[Web page code records]
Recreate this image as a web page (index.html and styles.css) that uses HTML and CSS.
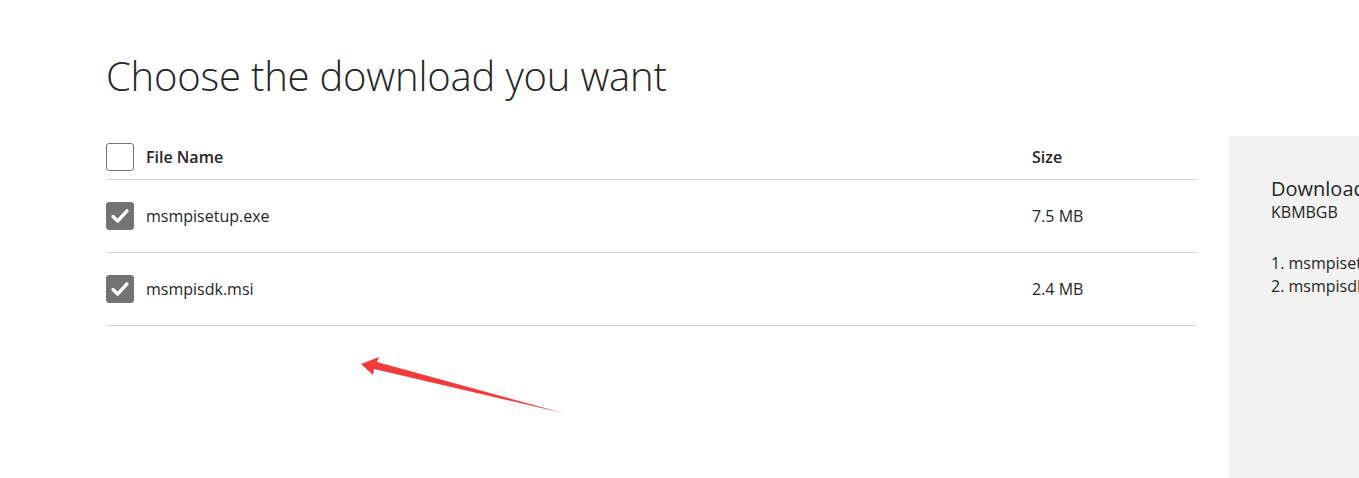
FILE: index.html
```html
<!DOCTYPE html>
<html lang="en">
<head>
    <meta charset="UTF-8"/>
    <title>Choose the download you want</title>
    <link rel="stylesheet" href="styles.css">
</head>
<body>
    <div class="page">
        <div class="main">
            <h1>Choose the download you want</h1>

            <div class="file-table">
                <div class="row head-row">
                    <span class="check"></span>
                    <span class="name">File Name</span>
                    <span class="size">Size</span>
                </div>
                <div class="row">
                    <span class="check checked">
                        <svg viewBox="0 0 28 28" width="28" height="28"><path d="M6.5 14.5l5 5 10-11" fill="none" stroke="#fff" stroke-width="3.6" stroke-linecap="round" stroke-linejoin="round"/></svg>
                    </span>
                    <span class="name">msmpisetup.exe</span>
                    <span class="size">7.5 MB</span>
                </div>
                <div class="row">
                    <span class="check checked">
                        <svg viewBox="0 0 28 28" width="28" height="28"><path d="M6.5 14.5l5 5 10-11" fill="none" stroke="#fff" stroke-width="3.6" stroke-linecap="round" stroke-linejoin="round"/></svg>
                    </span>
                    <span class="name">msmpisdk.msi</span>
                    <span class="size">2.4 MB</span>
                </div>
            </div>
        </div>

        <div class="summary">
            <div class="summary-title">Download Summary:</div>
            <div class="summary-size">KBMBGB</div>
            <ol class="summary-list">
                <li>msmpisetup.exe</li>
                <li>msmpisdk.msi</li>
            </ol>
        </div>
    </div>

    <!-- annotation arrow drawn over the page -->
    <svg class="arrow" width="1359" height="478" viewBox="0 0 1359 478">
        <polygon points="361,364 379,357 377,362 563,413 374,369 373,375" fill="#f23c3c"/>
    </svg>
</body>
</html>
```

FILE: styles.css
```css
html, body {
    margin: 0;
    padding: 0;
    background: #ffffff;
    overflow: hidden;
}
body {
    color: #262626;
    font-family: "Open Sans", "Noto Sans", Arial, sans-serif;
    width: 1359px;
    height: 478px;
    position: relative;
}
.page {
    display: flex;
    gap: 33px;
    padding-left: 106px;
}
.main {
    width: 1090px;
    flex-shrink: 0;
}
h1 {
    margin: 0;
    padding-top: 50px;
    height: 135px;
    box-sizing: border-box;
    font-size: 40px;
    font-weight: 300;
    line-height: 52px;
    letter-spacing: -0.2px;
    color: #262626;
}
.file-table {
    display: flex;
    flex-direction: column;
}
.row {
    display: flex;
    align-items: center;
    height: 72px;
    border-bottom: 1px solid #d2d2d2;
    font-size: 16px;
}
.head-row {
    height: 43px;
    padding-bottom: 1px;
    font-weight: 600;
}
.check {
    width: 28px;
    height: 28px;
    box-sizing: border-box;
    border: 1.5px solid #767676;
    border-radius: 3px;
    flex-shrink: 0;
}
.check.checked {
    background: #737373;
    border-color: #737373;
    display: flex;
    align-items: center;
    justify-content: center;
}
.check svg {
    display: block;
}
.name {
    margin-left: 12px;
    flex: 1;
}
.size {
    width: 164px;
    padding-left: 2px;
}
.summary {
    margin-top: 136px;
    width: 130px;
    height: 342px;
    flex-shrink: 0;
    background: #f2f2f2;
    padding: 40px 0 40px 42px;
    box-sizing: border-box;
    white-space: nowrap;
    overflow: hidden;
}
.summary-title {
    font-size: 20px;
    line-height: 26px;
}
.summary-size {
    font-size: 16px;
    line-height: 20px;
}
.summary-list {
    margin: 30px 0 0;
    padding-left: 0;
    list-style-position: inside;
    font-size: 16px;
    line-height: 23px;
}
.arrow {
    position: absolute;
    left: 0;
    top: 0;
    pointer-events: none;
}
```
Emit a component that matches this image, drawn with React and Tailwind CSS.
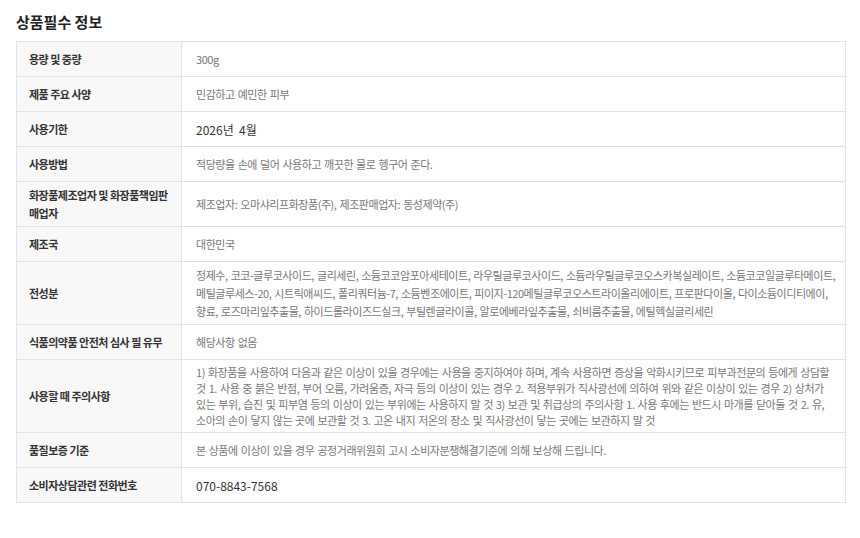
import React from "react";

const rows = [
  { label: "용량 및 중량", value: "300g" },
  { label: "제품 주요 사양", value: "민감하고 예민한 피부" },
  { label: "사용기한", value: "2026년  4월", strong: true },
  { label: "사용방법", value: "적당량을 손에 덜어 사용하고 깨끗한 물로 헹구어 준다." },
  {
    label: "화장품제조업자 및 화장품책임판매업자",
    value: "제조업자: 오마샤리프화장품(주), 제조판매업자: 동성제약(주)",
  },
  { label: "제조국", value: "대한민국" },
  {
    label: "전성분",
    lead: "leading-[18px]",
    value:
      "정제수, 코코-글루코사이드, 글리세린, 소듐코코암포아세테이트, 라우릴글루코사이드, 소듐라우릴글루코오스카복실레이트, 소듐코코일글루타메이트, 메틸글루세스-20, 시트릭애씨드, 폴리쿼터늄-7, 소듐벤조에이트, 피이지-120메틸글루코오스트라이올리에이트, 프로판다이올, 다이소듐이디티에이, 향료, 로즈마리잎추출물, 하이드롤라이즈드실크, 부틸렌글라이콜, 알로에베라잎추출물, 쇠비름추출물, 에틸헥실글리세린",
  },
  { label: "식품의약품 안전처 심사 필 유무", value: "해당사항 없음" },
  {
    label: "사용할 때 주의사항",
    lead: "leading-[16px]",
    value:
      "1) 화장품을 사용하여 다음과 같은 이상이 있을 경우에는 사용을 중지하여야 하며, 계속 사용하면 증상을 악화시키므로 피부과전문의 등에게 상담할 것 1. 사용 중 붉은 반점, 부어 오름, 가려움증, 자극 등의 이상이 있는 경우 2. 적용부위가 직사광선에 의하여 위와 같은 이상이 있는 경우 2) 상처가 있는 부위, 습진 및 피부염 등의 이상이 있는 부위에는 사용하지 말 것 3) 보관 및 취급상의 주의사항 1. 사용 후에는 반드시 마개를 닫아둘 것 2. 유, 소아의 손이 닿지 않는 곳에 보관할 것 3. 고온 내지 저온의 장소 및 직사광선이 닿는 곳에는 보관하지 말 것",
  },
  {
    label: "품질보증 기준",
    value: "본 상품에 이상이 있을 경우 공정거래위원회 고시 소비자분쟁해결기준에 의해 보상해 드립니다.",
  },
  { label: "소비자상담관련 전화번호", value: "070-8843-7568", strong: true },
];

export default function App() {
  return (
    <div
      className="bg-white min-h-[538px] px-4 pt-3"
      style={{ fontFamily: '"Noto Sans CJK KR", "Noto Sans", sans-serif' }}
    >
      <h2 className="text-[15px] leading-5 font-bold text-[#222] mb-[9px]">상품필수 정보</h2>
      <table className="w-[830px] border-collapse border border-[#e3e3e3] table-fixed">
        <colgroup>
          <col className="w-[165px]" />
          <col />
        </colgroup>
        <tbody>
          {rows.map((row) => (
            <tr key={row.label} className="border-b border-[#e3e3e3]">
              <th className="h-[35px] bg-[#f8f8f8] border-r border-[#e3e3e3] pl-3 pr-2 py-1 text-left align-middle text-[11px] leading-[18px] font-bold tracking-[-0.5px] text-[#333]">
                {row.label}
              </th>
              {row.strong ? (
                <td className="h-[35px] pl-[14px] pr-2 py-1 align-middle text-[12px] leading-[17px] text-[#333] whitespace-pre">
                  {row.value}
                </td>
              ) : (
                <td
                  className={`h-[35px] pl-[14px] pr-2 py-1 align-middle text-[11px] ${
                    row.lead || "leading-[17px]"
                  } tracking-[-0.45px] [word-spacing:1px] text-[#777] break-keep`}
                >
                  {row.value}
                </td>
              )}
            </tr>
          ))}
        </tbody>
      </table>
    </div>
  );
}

■ EXERCISE ■
Pictures should be left out. Retype only the run of lines from the line containing "Emit a component" to the line containing "import React from", inclusive.

■ RESPONSE FOR THIS EXERCISE ■
Emit a component that matches this image, drawn with React and Tailwind CSS.
import React from "react";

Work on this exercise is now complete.